#### Listed records
>>>>>

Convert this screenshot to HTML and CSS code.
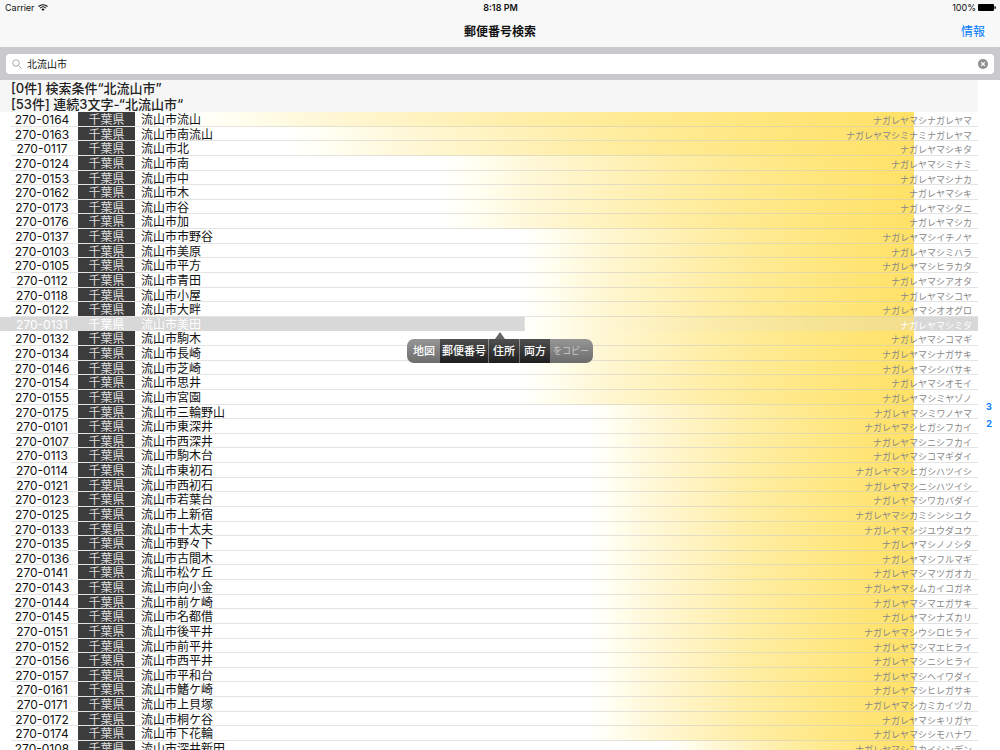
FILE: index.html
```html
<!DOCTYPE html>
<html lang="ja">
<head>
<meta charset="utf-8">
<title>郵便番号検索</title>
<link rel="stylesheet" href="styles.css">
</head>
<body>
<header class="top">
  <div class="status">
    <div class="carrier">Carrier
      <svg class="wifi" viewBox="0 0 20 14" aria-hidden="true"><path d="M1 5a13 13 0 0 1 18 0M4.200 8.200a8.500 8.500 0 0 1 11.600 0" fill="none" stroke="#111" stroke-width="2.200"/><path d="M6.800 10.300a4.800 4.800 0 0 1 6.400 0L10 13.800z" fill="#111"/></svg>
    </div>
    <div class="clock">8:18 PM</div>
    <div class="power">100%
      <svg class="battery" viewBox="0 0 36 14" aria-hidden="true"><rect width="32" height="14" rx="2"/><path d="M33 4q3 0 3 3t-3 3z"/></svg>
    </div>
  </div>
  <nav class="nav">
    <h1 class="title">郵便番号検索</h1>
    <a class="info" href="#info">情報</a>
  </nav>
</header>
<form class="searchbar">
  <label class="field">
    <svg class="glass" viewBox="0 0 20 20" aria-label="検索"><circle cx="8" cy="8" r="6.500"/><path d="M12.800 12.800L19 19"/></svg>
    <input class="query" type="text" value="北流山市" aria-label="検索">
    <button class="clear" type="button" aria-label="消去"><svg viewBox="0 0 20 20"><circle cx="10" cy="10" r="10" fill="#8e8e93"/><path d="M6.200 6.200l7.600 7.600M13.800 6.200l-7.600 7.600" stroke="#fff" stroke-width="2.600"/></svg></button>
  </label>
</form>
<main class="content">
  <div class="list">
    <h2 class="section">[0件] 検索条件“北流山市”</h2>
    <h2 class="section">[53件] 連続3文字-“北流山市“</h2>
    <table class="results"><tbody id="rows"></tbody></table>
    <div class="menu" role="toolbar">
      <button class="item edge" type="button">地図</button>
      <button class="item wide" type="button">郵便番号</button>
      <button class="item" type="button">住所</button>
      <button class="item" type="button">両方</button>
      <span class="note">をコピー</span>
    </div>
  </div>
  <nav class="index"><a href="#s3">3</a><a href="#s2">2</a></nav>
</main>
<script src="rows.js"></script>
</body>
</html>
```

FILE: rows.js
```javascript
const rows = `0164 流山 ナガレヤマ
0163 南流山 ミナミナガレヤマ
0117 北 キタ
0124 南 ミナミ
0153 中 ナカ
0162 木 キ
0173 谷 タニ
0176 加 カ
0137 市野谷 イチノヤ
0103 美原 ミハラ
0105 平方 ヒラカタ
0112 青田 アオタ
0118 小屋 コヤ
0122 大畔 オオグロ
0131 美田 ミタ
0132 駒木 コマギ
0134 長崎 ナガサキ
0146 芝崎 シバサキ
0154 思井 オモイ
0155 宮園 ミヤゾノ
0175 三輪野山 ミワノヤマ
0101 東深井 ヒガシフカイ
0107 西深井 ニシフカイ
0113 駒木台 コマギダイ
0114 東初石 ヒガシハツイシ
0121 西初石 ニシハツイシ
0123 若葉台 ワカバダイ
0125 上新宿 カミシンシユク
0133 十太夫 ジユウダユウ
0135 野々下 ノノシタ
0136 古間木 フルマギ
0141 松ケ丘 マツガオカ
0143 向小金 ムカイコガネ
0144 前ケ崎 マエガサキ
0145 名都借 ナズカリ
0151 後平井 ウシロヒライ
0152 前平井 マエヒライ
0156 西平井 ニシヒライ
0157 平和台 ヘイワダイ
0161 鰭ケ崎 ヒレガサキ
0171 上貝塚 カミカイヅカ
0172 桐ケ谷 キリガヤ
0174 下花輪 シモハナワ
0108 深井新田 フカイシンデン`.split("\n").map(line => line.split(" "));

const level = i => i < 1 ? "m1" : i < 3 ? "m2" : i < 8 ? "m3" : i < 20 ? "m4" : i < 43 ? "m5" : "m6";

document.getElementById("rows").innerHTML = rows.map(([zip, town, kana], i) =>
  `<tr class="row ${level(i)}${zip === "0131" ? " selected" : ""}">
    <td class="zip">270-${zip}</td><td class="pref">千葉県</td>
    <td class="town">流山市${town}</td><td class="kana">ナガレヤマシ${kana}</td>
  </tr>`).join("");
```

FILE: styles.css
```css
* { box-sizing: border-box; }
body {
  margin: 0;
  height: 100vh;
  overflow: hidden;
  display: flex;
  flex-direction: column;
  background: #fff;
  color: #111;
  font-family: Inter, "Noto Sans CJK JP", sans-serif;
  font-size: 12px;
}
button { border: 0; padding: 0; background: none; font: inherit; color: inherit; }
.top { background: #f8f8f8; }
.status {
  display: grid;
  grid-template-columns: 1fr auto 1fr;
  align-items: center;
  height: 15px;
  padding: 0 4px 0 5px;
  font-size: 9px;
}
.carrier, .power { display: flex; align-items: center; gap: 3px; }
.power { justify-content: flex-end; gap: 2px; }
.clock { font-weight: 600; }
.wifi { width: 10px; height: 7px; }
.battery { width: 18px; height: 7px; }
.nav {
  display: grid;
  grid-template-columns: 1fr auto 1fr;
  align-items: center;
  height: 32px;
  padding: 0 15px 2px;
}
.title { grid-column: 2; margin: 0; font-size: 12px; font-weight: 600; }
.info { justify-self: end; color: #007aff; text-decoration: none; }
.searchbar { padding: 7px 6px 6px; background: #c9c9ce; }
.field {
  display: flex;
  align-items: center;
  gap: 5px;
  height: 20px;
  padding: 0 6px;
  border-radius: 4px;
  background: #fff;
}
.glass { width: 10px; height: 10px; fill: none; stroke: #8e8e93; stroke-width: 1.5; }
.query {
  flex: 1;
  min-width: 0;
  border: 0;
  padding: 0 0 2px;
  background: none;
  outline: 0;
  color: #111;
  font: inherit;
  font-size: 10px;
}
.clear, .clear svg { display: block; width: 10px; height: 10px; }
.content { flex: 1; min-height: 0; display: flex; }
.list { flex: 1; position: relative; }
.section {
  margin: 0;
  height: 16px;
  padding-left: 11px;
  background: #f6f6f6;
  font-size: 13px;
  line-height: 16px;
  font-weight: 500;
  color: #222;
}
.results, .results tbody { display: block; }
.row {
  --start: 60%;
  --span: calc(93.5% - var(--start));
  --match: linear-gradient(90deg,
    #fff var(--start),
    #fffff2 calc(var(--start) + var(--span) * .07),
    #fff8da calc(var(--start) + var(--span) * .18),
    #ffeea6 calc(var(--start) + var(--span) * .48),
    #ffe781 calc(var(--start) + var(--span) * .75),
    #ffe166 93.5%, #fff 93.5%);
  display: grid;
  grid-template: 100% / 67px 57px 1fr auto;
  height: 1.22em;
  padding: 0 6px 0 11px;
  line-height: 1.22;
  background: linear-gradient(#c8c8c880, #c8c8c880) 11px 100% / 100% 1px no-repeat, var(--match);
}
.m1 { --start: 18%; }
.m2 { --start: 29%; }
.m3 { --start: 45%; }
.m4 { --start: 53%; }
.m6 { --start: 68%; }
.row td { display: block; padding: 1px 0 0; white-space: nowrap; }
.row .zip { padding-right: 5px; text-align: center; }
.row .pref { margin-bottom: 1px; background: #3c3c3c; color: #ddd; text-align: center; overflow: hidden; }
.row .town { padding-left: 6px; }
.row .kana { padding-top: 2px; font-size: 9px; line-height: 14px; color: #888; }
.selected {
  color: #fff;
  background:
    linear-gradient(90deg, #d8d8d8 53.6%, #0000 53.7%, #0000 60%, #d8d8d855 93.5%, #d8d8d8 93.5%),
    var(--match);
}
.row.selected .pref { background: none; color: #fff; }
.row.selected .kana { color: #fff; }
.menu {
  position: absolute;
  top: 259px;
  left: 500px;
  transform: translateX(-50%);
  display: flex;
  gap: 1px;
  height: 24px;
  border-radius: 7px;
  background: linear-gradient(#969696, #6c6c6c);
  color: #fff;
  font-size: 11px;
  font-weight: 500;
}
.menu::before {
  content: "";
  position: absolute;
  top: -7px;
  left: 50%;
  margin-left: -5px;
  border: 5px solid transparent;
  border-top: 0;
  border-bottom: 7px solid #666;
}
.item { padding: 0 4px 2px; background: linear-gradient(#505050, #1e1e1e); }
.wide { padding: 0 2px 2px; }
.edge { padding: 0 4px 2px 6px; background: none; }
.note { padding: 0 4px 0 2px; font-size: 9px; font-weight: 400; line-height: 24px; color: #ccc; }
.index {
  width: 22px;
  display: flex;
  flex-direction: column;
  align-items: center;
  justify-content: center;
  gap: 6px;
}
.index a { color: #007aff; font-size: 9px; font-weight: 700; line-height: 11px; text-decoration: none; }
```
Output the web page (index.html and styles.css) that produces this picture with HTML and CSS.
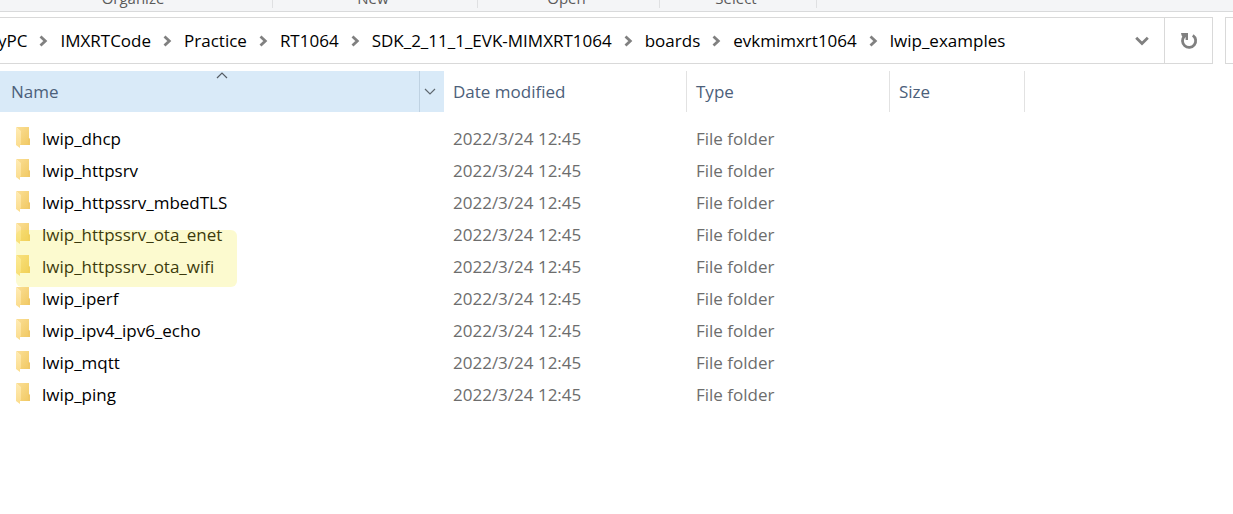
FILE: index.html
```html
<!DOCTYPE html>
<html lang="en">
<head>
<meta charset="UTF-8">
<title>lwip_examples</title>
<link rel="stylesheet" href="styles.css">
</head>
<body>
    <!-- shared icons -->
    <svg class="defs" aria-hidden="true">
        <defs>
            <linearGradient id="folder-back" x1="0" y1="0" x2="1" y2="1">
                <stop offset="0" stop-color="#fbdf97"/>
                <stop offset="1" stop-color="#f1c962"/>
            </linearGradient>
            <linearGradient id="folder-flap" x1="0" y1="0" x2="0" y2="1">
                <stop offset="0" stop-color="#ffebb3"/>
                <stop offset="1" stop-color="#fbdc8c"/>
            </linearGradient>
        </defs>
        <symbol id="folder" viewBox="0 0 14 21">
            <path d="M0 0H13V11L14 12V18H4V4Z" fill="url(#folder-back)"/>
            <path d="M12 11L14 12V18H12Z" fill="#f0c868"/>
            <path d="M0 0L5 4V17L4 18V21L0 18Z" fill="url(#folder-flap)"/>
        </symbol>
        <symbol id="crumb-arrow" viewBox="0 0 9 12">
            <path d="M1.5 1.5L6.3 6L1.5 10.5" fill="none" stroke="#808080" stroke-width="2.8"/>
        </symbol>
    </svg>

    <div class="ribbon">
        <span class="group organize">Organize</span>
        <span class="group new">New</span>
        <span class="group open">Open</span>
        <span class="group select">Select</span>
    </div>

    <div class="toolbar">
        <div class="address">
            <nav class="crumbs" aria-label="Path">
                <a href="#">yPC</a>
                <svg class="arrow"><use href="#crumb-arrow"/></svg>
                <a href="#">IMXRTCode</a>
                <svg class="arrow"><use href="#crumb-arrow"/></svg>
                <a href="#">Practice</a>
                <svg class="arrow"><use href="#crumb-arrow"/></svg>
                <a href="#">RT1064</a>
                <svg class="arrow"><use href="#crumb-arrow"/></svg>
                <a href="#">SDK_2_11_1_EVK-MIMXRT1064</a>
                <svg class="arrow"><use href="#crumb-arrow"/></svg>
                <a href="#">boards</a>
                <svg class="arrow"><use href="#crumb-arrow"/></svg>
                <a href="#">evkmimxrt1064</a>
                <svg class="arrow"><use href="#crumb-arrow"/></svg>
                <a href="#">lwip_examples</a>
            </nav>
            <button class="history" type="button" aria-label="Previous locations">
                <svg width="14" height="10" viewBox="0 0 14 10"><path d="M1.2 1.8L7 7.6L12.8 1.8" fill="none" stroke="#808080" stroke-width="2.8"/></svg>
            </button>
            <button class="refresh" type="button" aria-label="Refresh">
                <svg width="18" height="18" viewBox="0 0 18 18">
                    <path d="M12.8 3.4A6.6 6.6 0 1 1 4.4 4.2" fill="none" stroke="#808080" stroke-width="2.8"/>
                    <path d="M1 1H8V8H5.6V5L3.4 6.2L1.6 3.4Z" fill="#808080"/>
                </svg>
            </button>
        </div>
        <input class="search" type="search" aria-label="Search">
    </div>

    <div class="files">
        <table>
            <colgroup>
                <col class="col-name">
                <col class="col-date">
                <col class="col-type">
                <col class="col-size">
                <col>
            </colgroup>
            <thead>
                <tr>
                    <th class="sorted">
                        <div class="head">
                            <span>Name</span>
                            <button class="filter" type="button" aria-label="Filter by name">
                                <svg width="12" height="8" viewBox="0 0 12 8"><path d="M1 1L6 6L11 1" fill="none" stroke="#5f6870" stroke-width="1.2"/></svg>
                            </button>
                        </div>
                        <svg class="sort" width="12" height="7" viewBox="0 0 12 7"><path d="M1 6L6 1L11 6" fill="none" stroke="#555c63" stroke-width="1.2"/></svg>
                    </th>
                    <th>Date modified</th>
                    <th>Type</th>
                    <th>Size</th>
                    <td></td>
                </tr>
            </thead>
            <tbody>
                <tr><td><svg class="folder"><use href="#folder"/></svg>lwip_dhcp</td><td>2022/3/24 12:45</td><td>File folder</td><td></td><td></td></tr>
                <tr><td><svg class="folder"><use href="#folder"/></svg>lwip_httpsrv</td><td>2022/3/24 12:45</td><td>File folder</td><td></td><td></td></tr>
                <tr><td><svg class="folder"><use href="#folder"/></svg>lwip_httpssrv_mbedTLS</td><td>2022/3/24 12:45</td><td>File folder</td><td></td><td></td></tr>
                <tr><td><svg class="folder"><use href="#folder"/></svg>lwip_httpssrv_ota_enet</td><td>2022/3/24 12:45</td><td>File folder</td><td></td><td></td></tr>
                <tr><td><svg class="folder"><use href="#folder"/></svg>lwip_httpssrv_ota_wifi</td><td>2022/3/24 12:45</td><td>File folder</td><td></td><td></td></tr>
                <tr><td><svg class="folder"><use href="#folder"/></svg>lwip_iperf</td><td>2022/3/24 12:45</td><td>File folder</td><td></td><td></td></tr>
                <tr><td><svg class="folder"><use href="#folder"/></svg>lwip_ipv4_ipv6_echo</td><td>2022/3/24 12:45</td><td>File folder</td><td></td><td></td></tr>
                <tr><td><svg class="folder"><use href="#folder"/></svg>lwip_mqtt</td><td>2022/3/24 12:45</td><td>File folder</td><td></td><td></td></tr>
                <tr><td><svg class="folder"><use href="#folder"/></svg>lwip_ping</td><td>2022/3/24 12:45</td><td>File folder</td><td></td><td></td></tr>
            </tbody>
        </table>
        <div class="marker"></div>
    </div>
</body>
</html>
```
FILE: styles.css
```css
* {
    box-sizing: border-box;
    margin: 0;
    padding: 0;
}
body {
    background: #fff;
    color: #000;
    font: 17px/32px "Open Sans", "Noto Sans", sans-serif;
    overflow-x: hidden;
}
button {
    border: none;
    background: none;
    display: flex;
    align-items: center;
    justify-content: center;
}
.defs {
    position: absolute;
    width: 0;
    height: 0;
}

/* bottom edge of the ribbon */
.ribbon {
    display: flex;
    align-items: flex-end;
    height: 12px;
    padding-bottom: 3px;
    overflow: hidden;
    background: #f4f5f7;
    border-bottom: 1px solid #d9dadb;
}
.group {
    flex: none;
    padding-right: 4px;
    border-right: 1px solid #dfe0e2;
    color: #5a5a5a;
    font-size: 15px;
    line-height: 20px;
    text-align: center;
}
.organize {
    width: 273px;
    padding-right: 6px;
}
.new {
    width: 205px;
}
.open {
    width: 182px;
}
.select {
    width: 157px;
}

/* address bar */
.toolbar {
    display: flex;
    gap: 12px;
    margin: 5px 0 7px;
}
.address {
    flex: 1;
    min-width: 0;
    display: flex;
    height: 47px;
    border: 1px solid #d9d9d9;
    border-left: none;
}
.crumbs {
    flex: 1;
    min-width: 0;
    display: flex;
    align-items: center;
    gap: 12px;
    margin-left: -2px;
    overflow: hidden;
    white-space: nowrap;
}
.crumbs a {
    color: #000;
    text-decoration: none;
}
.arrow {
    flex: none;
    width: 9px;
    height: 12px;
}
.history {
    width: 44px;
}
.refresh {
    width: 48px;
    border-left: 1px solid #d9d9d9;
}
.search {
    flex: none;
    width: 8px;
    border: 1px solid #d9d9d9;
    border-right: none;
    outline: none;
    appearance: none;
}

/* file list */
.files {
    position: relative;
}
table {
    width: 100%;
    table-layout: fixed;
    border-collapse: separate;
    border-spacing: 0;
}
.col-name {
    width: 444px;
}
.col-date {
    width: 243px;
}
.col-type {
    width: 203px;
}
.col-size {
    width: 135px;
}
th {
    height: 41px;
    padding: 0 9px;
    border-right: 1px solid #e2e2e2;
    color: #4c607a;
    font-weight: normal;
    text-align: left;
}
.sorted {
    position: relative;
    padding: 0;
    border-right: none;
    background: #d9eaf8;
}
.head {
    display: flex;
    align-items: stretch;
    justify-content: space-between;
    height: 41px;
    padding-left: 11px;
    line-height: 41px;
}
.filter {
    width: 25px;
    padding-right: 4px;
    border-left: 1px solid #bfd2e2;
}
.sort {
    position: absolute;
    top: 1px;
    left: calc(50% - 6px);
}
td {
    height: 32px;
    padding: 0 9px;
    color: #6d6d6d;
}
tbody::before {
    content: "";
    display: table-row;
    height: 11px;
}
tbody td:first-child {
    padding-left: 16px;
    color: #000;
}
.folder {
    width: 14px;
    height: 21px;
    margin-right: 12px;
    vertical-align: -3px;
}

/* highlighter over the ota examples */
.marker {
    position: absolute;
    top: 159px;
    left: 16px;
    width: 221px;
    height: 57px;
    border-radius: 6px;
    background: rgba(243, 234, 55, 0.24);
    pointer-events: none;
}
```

<<<<<

#### Stated goal
Copy each line of the listing that holds the word "index".

#### Answer in full
FILE: index.html
  <nav class="index"><a href="#s3">3</a><a href="#s2">2</a></nav>
.index {
.index a { color: #007aff; font-size: 9px; font-weight: 700; line-height: 11px; text-decoration: none; }
Output the web page (index.html and styles.css) that produces this picture with HTML and CSS.
FILE: index.html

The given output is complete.